Feedback Loops and Transparency
Users need to understand what the AI can and cannot do. This requires confidence indicators, explanation interfaces, and clear feedback mechanisms. When the AI makes mistakes (and it will), users should have straightforward ways to correct it and understand why errors occurred.

Contextual Integration
The best AI features feel invisible—they enhance existing workflows rather than requiring users to learn new interfaces. This means deep integration with existing tools, contextual suggestions that appear at the right moment, and seamless handoffs between AI and human decision-making.

Engineering: Building for Reality

Latency and Performance Optimization
Real-time AI applications demand sub-second response times. This requires careful model optimization, edge computing strategies, and caching architectures. Techniques like model quantization, distillation, and hardware acceleration become essential. You’ll often run smaller, faster models for real-time responses and larger models for batch processing.

Reliability and Error Handling
AI systems fail differently than traditional software. Models can produce plausible but incorrect outputs, drift over time, or behave unexpectedly with new data. Robust error handling includes fallback models, circuit breakers, and graceful degradation strategies. Your system should fail safely and informatively.

Scalability Architecture
Scaling AI isn’t just about handling more requests—it’s about managing computational resources efficiently. This includes auto-scaling inference servers, load balancing across GPU clusters, and intelligent request routing. Container orchestration with Kubernetes becomes crucial, along with specialized serving frameworks like TensorFlow Serving or Triton.

Infrastructure: The Invisible Foundation

Compute Resource Management
AI workloads are computationally intensive and expensive. Production systems need sophisticated resource allocation, from training clusters that can handle multi-day jobs to inference infrastructure that scales with demand. This includes GPU scheduling, cost optimization, and hybrid cloud strategies.

Monitoring and Observability
Traditional application monitoring isn’t enough for AI systems. You need model performance tracking, data drift detection, and business metric correlation. Tools like Weights & Biases, MLflow, or custom dashboards become essential for understanding system health.

Security and Privacy
AI systems often handle sensitive data and can leak information through model outputs. This requires differential privacy techniques, secure multi-party computation, and careful access controls. Compliance with regulations like GDPR adds additional complexity around data handling and model explainability.

The Integration Challenge

Cross-Functional Collaboration
Building production AI requires tight collaboration between data scientists, software engineers, DevOps teams, and product managers.
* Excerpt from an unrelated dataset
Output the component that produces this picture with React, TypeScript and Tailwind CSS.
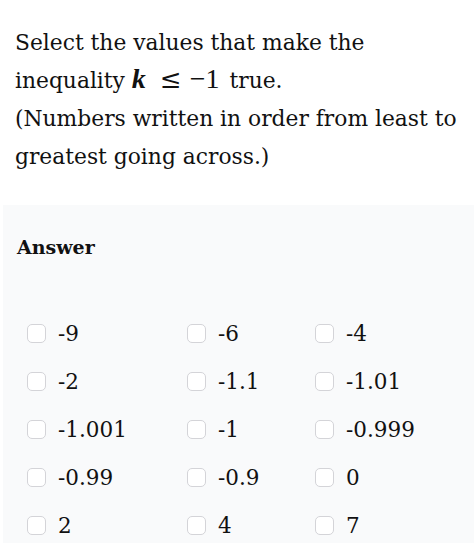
const options = [
  "-9", "-6", "-4",
  "-2", "-1.1", "-1.01",
  "-1.001", "-1", "-0.999",
  "-0.99", "-0.9", "0",
  "2", "4", "7",
];

export default function App() {
  return (
    <div className="w-[474px] h-[547px] bg-white overflow-hidden text-[#111]" style={{ fontFamily: '"DejaVu Serif", Georgia, serif' }}>
      <div className="pl-[15px] pr-2 pt-[24px] text-[21.8px] leading-[38px]">
        <p>Select the values that make the</p>
        <p className="h-[38px]">
          inequality{" "}
          <span className="text-[28px] leading-[0] italic" style={{ fontFamily: '"Liberation Serif", serif' }}>
            <span className="font-bold">k</span>
            <span className="not-italic text-[26px] ml-[14px] mr-[8px]" style={{ fontFamily: '"DejaVu Serif", serif' }}>≤</span>
            <span className="not-italic">−1</span>
          </span>
          <span className="ml-[10px]">true.</span>
        </p>
        <p>(Numbers written in order from least to</p>
        <p>greatest going across.)</p>
      </div>

      <div className="ml-[3px] mt-[29px] h-[338px] bg-[#f9fafb] pt-[28px]">
        <h2 className="pl-[14px] text-[19px] font-bold leading-[28px]">Answer</h2>
        <div className="mt-[63px] pl-[24px] grid grid-cols-[160px_128px_1fr] gap-y-[29px]">
          {options.map((o, i) => (
            <label key={i} className="flex items-center h-[19px] gap-[12px]">
              <span className="w-[19px] h-[19px] rounded-[5px] border border-[#d4d4d8] bg-white shrink-0" />
              <span className="text-[21.5px] leading-none">{o}</span>
            </label>
          ))}
        </div>
      </div>
    </div>
  );
}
This means establishing common vocabularies, shared tooling, and clear handoff processes. Code review processes need to account for both software quality and model validity.

Continuous Learning Systems
Static models become stale quickly. Production AI systems need mechanisms for continuous learning—whether through automated retraining pipelines, human-in-the-loop feedback systems, or active learning strategies that identify the most valuable training examples.

Business Metric Alignment
Technical metrics like accuracy don’t always correlate with business value. Effective AI systems track both model performance and business outcomes, with clear attribution between AI improvements and bottom-line results.

The Reality Check

Most AI projects fail not because of algorithmic limitations, but because of infrastructure complexity, poor user experience design, or misalignment with business needs. The organizations that wants to succeed with AI, nead to treat underlying IT as a systems engineering challenge, not just a machine learning problem.

Building AI that works requires patience, cross-functional expertise, and a willingness to solve unglamorous infrastructure problems. The magic happens not in the model architecture, but in the thousand small decisions about data pipelines, user interfaces, error handling, and deployment strategies.

The companies winning with AI aren’t necessarily those with the best algorithms—they’re those with the best systems for turning AI capabilities into reliable, scalable, user-friendly products. That’s what it really takes to make AI work.